Effect of low pH and metal content on microbial community structure in an anaerobic sequencing batch reactor treating acid mine drainage

Abstract

Biological treatments based on sulfate reduction are an alternative to those chemical processes used to control the environmental effects of acid mine drainage. To improve bioreactor performance, an investigation on microbial community composition, to predict the functional role of microorganisms during the treatment, became relevant. Thus, the aim of this study was to evaluate microbial community changes in an anaerobic sequencing batch reactor (ASBR) treating synthetic acid mine drainage under low pH (phases 1 and 2), after addition of metals (phases 3–5), and after an elevation of sulfate concentration from 500 to 1500 mg/L in the absence of supplied nutrients (phase 6). Denaturing gradient gel electrophoresis (DGGE) and pyrosequencing analyses were used to characterize communities.
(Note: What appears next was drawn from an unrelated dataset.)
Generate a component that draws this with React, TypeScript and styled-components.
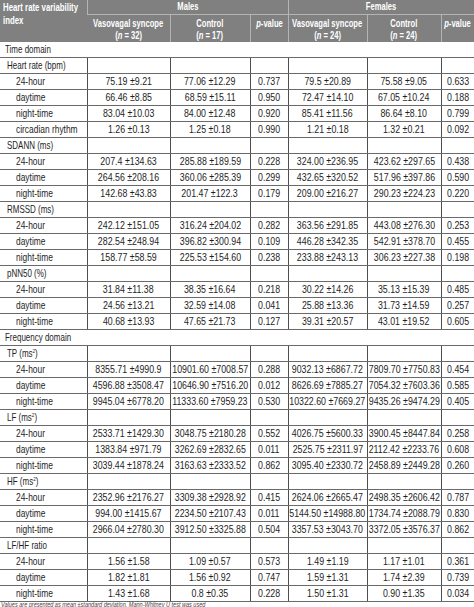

DGGE analyses showed that metals affected the community structure more than pH reduction based on the DGGE analysis and derived dendograms of amplified bacterial 16S rRNA gene fragments, it was seen that the population composition’s similarity to the original inoculum was 62% after Fe2+, Zn2+, and Cu2+ addition, and 87% after a pH reduction from 5 to 4. Syntrophobacter, a sulfate-reducing bacterium (SRB), and Methanosaeta, an acetoclastic methanogen, were the most frequently encountered species in the ASBR, with relative SRB group abundances of 8% and 7%, and methanogen group abundances of 8% and 14% in phases 5 and 6, respectively. Species capable of metal reduction were also found, including Geobacter, Anaerolinea, and Longilinea spp. (relative combined abundances of 11% and 15% in phases 5 and 6, respectively).